Do remember this value; it will be referenced as $PC_MAC later.

The formatting difference here between the Windows registry and Linux is common throughout the process. I assume the reason is because a colon (:) is not a legal character in the Windows filesystem. That said, the casing difference I cannot speak to…

This subkey holds all the pairing keys for the devices it’s paired with.

  • Navigate to it with cd, such as cd bcc7469bd01e

You can list all entries again with ls:

(...)\BTHPORT\Parameters\Keys\bcc7469bd01e> ls
Node has 0 subkeys and 1 values
  size     type              value name             [value if type DWORD]
    16  3 REG_BINARY         <acbf7166feb2>

Once again, the value shown here is important, it will be referenced as $DEVICE_MAC later.

Additionally, they key inside is important too - the value you see in ls is only the MAC address of the device you paired with on Windows.

If you have multiple keys here, you can confirm in different ways. On my Ubuntu-style machine, I have access to Blueman, a Bluetooth Device Manager, where it shows the MAC address up front.

A screenshot of Blueman, a GTK+ Bluetooth Manager; displayed is one device named Maestro, along with it's bluetooth address.

If you don’t have that or can’t use it, you can also view MAC address on your phone usually. For example, on my Google Pixel, my paired device’s address can be seen at the bottom.

A screenshot from Android displaying the bottom of the device settings menu, a switch for contacts sharing, and the device's bluetooth MAC address.

Now that you have your device’s MAC address, you can read out the pairing key with cat:

(...)\BTHPORT\Parameters\Keys\bcc7469bd01e> cat acbf7166feb2
Value <acbf7166feb2> of type REG_BINARY (3), data length 16 [0x10]
:00000  65 04 BB 3B 6F 3C 5D CE AD 9F B7 2C 63 E3 15 9C H.&..>.{...Q..z3

This may look like a lot, but don’t worry, it’s just a hex dump of the pairing key, all we have to do is copy the string in the middle (the 16 bytes) and we’re done.

Make sure to not copy the last portion, H.&..>.{...Q..z3, as it’s the ASCII representation of the hex dump.

Copying the Pairing Key into Linux

This next step is super easy, all we have to do is find the file that holds the pairing keys for your Bluetooth devices.

The specific file we’re looking for is /var/lib/bluetooth/$PC_MAC/$DEVICE_MAC/info, where $PC_MAC is your computer’s MAC address and $DEVICE_MAC is the device’s MAC address.

That said, the form of the MAC address is different between Windows and Linux. For example,

  • My $PC_MAC on Linux is BC:C7:46:9B:D0:1E, but on Windows it’s bcc7469bd01e.
  • My $DEVICE_MAC on Linux is AC:BF:71:66:FE:B2, but on Windows it’s acbf7166feb2.
  • Technically, this is just a formatting difference, but it’s important to note.

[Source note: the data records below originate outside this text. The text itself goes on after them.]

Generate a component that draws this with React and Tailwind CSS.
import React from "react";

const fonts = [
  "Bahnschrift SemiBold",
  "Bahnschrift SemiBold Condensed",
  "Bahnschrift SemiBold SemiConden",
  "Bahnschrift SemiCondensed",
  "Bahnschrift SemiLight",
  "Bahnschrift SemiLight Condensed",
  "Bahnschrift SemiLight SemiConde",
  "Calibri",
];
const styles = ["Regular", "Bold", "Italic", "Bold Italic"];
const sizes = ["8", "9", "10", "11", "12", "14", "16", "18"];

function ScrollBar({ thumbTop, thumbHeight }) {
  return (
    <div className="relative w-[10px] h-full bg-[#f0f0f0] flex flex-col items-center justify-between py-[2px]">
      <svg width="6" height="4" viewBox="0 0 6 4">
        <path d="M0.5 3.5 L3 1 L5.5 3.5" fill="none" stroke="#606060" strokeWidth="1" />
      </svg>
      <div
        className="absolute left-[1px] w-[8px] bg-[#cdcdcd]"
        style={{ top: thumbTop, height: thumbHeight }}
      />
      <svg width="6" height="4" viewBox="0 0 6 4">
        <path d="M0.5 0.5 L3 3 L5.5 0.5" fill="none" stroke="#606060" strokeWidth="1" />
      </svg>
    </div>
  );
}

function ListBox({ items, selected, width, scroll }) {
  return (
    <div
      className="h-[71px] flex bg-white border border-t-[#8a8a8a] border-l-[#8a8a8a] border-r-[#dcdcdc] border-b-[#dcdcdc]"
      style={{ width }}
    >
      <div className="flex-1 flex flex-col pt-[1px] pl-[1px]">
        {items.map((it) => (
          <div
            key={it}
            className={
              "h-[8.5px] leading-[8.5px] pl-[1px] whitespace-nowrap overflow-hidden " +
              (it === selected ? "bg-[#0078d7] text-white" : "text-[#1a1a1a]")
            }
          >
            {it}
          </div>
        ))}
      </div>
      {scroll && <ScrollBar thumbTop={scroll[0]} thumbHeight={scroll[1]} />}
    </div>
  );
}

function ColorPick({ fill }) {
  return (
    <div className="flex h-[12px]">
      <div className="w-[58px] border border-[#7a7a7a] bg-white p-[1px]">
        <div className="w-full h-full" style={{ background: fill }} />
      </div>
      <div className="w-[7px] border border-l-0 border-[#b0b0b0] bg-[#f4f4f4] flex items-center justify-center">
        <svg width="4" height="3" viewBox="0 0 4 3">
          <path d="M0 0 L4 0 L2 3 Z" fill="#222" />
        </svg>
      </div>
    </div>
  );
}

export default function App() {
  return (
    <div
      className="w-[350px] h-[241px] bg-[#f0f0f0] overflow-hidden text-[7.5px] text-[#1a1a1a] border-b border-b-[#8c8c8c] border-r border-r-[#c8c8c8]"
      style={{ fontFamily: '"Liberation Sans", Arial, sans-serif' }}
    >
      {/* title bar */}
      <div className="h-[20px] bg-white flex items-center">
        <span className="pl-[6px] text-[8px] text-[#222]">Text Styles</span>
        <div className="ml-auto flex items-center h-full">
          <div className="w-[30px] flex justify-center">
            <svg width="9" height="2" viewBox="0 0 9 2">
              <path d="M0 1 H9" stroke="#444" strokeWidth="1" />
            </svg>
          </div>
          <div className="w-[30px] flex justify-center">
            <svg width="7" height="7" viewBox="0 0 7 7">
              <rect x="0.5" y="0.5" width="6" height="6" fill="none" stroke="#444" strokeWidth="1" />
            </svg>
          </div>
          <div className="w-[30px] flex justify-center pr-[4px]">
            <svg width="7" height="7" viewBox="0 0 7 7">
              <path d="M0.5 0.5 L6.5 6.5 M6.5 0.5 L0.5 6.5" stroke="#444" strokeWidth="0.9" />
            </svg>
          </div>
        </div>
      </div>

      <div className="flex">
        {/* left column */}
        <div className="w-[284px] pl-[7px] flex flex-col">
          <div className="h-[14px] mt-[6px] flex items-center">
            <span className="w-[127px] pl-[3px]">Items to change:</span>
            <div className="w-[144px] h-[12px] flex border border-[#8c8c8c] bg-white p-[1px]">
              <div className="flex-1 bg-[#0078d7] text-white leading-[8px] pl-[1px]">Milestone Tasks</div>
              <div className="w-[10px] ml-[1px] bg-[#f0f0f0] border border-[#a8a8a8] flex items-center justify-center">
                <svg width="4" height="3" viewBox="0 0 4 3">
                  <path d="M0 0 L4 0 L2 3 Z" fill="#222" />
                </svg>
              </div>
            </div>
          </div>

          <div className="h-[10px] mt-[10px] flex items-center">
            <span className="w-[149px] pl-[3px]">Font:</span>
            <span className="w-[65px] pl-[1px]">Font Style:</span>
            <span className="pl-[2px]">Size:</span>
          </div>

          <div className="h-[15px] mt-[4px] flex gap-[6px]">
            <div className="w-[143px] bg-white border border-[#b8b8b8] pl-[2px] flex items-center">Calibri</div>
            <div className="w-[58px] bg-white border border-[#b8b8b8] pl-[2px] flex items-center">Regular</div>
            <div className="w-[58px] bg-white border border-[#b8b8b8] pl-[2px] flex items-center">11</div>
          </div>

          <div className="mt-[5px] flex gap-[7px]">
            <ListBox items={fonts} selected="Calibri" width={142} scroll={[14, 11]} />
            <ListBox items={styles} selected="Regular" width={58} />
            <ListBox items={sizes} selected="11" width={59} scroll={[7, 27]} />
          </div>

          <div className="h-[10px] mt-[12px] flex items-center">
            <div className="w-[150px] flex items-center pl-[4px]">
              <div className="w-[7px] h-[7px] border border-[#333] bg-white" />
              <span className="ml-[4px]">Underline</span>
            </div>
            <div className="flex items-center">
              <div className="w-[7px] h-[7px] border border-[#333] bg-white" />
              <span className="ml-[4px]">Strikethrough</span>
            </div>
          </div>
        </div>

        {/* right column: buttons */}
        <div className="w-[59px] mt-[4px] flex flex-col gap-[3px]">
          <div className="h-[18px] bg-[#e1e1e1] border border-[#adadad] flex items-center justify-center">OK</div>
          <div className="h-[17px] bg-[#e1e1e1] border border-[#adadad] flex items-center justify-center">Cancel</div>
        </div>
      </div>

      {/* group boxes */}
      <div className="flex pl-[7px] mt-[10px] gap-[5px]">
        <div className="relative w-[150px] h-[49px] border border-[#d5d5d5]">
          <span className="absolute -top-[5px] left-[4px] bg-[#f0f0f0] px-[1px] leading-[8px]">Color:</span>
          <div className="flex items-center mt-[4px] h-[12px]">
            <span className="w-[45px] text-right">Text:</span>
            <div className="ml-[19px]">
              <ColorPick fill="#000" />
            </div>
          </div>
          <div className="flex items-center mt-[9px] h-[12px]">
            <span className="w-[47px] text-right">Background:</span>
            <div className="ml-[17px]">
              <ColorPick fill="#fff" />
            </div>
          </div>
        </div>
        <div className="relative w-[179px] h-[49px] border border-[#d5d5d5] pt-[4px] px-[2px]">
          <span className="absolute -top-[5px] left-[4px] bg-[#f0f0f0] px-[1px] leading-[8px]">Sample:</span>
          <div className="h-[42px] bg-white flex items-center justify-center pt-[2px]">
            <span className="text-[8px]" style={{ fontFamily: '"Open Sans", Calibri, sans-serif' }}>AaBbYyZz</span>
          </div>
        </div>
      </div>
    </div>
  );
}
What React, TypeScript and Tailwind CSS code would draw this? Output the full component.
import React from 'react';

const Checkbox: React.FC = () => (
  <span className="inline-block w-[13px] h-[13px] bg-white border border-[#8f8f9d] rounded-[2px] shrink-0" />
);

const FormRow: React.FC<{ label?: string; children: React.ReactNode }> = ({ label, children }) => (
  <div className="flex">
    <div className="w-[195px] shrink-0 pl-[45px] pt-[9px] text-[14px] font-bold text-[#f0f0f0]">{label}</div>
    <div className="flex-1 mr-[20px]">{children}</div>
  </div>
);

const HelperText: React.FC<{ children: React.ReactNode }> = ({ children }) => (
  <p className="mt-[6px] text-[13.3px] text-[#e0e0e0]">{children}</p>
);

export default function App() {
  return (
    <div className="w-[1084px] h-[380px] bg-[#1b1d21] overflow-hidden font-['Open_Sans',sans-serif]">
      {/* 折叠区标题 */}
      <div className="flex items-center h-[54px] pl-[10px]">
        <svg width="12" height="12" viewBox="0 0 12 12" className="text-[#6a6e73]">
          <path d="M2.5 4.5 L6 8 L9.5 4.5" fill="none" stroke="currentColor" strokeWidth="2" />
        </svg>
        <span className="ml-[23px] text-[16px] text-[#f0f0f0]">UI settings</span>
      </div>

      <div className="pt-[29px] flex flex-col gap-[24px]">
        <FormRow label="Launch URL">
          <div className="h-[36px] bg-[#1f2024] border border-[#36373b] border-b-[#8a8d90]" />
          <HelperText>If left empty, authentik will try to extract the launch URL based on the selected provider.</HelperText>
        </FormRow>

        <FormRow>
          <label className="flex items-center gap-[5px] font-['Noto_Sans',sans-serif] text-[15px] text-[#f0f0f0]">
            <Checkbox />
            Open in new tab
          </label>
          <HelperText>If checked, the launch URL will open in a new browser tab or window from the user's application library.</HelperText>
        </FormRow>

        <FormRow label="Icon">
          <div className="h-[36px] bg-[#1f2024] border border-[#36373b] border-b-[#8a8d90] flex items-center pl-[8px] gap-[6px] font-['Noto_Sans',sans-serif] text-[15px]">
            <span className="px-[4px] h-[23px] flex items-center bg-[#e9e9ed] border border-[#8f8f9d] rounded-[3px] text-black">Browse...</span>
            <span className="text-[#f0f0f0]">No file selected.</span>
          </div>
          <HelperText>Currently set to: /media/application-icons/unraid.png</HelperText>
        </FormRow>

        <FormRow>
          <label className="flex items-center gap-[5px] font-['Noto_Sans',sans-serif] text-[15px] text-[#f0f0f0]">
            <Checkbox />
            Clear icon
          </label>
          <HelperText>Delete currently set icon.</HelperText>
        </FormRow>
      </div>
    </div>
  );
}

Since /var/lib/bluetooth/ is entirely owned by root, you’ll need to use sudo to edit the file. I used micro to edit the file, but you can use nano or vim if you prefer.

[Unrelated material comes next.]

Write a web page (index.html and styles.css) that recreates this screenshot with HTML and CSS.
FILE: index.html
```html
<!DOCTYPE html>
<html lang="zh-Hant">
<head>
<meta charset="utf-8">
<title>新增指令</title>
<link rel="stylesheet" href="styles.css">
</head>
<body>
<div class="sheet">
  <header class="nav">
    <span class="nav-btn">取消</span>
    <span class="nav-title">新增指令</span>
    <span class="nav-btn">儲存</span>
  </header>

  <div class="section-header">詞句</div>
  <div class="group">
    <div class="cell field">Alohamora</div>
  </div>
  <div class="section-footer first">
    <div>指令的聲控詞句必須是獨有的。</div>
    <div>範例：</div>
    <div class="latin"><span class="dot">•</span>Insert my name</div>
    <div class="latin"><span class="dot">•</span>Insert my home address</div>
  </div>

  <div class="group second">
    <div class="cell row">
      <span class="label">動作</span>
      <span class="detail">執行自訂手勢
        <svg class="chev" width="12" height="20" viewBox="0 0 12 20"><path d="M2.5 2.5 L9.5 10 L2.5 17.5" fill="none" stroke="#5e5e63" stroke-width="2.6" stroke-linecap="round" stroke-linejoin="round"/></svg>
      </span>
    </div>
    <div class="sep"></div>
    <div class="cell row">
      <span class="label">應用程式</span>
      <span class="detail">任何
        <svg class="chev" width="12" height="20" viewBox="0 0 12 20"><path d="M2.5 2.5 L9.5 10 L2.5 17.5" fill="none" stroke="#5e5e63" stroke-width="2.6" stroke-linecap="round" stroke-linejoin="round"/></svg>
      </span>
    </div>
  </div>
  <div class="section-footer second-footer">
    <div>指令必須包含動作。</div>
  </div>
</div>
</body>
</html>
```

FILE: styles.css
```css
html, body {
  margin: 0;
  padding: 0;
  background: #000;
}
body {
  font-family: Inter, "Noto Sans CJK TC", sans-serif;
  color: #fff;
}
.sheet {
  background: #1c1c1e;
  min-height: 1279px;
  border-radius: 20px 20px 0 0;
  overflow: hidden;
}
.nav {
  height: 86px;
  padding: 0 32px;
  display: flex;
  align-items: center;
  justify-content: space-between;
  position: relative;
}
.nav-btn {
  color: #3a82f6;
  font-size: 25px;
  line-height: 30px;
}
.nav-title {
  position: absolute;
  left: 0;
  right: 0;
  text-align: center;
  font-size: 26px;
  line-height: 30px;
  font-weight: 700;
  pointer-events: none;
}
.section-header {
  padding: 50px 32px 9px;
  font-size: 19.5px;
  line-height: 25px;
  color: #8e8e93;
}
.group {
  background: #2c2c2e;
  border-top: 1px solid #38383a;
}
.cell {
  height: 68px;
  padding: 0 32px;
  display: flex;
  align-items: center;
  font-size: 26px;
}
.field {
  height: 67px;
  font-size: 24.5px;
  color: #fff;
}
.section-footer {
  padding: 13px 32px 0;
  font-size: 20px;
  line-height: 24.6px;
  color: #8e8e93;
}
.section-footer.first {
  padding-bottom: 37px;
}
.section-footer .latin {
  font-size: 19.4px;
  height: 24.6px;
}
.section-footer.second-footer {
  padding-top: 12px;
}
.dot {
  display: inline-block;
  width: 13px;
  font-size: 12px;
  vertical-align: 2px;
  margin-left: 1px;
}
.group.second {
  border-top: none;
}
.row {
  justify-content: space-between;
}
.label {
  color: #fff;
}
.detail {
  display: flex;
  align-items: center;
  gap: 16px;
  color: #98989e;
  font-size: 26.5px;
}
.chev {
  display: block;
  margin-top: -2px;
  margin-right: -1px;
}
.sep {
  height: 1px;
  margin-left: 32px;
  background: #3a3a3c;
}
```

  • If you want to cd into the directory, you can use sudo -s to get a root shell, then cd into the directory. This is dangerous, so be careful.
  • A safer, but somewhat slow way of exploring would be to use sudo ls -l /var/lib/bluetooth/$PC_MAC.

If you’re not interested in exploring, know your MAC addresses and just want to find the file, you can use find:

$ sudo find /var/lib/bluetooth -name info

Once you’ve found the file, open it with sudo and your favorite text editor. You’ll see a file that looks like this:

sudo micro /var/lib/bluetooth/BC:C7:46:9B:D0:1E/AC:BF:71:66:FE:B2/info

The only thing you need to do is replace the Key value with the pairing key you copied from Windows.

Once done, save the file and restart the Bluetooth service with sudo service bluetooth restart.

You should now be able to connect to your device without having to re-pair it. I personally recommend restarting your device as well, just to be sure.